The Irrawaddy News Magazine [Covering Burma and Southeast Asia]

More Ceasefire Groups Expected to Break with Rangoon
By KYAW ZWA MOE Tuesday, May 24, 2005

More ceasefire groups in Burma are expected to follow the lead of the Shan State National Army in breaking ceasefire accords with the ruling military regime, according to ethnic leaders.

The Shan State National Army, which signed a ceasefire agreement with the military government in 1995, broke with Rangoon on Saturday and merged with the rebel group Shan State Army (South). It was the first such action in 10 years by any of the 17 ceasefire groups. The last to break with Rangoon was the ethnic rebel Karenni National Progressive Party, in 1995.
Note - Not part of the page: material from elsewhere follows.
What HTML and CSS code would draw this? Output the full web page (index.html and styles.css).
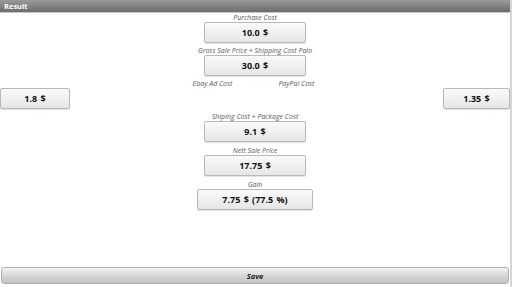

The pro-Rangoon Democratic Karen Buddhist Army, a splinter group of the Karen National Union, is now very likely to merge with the KNU if the junta keeps pressuring it to disarm, said sources close to the DKBA in Karen State. A member of the DKBA said a high-ranking Rangoon military official had recently met a DKBA leader and told him to follow the government’s “exchange arms for peace” program, as other ceasefire groups had done.   

The DKBA member said his organization wouldn’t hand in its weapons to the government.

The Rangoon government has been pressuring ceasefire groups to disarm, one by one. The ethnic Palaung State Liberation Army and the Shan State National Army recently complied.

A day before the Shan State National Army joined the Shan State Army (South), the state-run radio and television reported that 325 SSNA members had handed over their arms to the government.

The general secretary of the KNU, Mahn Sha, said the SSNA had cancelled its ceasefire agreement with the junta and joined with the SSA-S as a direct consequence of the government pressure to hand in its arms. “More ceasefire groups will come out if the SPDC [State Peace and Development Council] has been pressuring them to disarm,” Mahn Sha warned

Aung Myint, spokesman of the United Wa State Army, told The Irrawaddy Tuesday that the government hadn’t yet brought any pressure on his movement to disarm. 

 

A senior official of the UWSA in northern Shan State said that the ceasefire groups will all have to disarm. The 16,000-strong UWSA is the most powerful ceasefire group, and for several weeks, with the backing of the Burma Army, it has been engaged in fighting with the Shan State Army (South) in the Mong Ton area of northern Shan State, opposite Thailand’s Mae Hong Son province

 

The military government has reportedly told the ceasefire groups to transform themselves into political parties, and has included them in the National Convention. The NC is charged with drawing up a constitution providing for a general election, and observers say the ceasefire groups are likely to be allowed to participate in such an election. The NC has been in recess since April, however.

 

Dr La Ja, general secretary of another ceasefire group, the Kachin Independence Organization, said he believes that the government will move to disarm all ethnic ceasefire groups after the completion of a new constitution.